Allo stesso tempo, la Germania ha l’obiettivo di diversificare i propri rapporti commerciali e diplomatici in Asia. Con questo obiettivo, a settembre 2020 il governo federale ha adottato le linee guida per l’Indo Pacifico. Il piano è di investire maggiormente nell’area, rafforzando le partnership coi paesi Asean e con potenze medie come Giappone e Australia. Poco prima della visita di Suga Yoshihide a Washington, si è tenuto il primo dialogo bilaterale 2+2 tra i ministri di esteri e difesa di Berlino e Tokyo. Citati tutti i dossier delicati per la Cina, dal Mar cinese orientale al Xinjiang. Ad agosto passerà per il Mar cinese meridionale una fregata tedesca, la prima dal 2002.

Non sarà l’unica nave europea a transitare per quelle acque, al centro di dispute territoriali in cui è coinvolta Pechino. Pochi giorni fa, la Francia ha guidato un’esercitazione navale (La Pérouse) nel golfo del Bengala, alla quale hanno partecipato le marine di tutti e quattro i paesi del Quad.

L’iniziativa francese prende il via nel 2018, quando durante un viaggio in Australia il presidente Emmanuel Macron parlò di una strategia dell’Indo Pacifico, regione nella quale Parigi conserva dei territori retaggio dei tempi coloniali. Lo stesso Regno Unito post Brexit guarda con attenzione all’area sia per interessi commerciali (con due accordi di libero scambio sottoscritti con Singapore e Vietnam), sia per obiettivi geostrategici (con l’invio della portaerei Queen Elizabeth).

Ma il dialogo, anche politico, nel triangolo Berlino-Parigi-Pechino resta fluido. Solo ad aprile, Merkel e Xi Jinping si sono parlati due volte. La prima da soli, la seconda insieme a Macron in un video summit sul clima in concomitanza con il viaggio di John Kerry a Shanghai.
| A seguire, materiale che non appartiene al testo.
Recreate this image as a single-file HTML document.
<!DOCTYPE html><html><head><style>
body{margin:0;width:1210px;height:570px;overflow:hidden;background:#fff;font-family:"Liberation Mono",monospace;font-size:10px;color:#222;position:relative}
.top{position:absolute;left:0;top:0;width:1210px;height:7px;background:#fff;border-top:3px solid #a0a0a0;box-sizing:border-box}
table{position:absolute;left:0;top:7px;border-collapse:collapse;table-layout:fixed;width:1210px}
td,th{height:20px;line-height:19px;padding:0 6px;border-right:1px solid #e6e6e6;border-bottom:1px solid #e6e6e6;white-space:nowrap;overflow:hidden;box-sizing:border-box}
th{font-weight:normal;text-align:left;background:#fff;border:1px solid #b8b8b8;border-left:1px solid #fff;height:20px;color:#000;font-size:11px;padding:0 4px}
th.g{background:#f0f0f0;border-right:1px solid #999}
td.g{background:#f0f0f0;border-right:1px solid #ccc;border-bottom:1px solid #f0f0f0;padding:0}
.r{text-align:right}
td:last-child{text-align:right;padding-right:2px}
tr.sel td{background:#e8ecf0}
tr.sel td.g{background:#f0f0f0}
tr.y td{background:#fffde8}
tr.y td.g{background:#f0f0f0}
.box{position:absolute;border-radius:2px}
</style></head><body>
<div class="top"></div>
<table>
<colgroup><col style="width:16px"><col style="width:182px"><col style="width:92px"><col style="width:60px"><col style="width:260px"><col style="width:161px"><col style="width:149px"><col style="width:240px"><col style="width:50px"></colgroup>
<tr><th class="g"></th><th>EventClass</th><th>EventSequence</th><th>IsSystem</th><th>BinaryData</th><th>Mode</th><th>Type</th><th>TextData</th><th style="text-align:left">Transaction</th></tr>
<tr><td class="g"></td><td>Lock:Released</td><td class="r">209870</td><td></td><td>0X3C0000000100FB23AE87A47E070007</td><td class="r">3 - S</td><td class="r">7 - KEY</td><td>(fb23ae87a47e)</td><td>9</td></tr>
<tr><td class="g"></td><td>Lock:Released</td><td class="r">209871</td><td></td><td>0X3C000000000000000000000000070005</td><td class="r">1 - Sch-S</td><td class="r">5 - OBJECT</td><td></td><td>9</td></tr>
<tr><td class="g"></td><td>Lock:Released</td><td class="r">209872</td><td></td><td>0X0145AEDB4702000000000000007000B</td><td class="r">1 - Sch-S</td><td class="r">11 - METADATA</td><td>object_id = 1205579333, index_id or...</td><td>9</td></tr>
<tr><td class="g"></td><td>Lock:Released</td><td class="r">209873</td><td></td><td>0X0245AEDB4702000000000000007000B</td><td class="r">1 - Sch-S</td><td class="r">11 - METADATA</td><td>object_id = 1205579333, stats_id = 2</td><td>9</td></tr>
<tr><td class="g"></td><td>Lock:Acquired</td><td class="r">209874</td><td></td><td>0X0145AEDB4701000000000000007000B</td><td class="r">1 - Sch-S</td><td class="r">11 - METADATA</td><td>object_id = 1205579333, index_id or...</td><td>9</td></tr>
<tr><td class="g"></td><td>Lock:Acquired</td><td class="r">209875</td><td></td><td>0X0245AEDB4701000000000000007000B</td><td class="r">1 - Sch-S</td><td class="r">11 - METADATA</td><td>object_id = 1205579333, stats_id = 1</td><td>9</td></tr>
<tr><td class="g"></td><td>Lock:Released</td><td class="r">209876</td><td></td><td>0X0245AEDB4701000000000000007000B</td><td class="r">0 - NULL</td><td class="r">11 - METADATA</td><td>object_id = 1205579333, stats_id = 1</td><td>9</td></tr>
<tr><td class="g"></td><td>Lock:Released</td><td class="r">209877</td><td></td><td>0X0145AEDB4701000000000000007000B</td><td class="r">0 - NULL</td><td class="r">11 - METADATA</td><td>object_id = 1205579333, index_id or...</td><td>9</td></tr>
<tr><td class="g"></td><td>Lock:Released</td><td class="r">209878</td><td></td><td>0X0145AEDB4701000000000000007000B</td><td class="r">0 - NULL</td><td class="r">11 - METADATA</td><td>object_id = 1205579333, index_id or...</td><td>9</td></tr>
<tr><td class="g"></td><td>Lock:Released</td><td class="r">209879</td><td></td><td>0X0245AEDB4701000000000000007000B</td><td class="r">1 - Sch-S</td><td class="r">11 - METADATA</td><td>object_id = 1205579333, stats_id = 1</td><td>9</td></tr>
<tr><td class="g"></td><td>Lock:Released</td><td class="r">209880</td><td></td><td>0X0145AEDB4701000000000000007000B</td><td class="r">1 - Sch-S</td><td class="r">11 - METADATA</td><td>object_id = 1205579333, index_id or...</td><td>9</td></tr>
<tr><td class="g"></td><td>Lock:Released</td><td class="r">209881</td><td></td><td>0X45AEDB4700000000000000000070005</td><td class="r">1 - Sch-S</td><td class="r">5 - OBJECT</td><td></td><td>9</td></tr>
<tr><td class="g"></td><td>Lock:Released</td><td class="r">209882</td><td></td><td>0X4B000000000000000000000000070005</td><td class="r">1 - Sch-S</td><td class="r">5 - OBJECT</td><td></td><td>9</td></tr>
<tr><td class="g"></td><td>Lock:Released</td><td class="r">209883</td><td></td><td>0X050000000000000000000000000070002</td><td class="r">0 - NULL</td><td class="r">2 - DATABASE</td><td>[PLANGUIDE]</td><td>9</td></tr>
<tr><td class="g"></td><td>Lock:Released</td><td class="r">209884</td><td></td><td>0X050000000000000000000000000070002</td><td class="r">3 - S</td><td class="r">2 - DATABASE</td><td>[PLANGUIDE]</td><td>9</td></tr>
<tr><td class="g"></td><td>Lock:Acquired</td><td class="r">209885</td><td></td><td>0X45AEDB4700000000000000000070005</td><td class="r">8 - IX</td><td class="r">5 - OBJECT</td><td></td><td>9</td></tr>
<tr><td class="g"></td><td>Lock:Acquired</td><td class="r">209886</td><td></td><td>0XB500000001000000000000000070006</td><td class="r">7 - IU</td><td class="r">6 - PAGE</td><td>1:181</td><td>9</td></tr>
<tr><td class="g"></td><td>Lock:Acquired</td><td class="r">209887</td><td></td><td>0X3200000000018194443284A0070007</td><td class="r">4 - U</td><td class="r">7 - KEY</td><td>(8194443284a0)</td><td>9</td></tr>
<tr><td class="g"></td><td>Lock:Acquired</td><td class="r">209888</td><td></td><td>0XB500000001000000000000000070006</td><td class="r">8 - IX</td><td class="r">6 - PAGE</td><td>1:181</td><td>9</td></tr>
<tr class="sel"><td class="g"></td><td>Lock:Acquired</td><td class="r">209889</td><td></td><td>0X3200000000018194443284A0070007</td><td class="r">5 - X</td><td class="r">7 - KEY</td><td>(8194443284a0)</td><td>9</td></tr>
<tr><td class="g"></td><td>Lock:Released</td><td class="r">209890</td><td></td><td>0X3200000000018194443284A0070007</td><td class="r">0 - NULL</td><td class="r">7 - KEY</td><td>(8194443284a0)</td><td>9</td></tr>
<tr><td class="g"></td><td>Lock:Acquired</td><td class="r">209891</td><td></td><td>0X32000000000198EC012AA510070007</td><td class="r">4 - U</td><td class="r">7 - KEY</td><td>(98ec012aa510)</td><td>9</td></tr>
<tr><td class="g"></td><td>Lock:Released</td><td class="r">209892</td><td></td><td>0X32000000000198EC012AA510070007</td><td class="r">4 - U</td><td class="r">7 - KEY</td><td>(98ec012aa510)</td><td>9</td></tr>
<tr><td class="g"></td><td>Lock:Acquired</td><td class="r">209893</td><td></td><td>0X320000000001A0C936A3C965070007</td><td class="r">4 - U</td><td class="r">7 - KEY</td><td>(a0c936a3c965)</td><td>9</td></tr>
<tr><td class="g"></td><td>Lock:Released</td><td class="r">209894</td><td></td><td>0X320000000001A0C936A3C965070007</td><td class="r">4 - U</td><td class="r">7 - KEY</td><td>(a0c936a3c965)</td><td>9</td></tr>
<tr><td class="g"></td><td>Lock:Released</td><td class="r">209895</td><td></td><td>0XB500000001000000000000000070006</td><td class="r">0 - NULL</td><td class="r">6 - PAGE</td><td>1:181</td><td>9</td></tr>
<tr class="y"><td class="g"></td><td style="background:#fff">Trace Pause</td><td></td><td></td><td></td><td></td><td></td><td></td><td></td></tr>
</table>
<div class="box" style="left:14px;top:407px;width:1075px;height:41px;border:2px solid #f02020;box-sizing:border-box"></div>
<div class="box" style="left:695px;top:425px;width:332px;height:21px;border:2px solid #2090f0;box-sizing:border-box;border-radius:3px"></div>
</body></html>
Secondo Xinhua, Merkel avrebbe rinnovato l’impegno a lavorare per la ratifica “il prima possibile” del Cai.

I due binari non sono in conflitto e la presenza europea nelle acque dell’Indo Pacifico non sono (ancora) un arruolamento alla causa anti cinese di Washington. Mentre l’Ue cerca faticosamente di raggiungere l’agognata “autonomia strategica”, è naturale, anche a livello bilaterale, cercare di rafforzare i legami con altre associazioni come l’Asean o con paesi come quelli asiatici interessati sì a ridurre la dipendenza dalla Cina e a tenerne sotto controllo i movimenti, ma senza recidere un legame che resta indispensabile.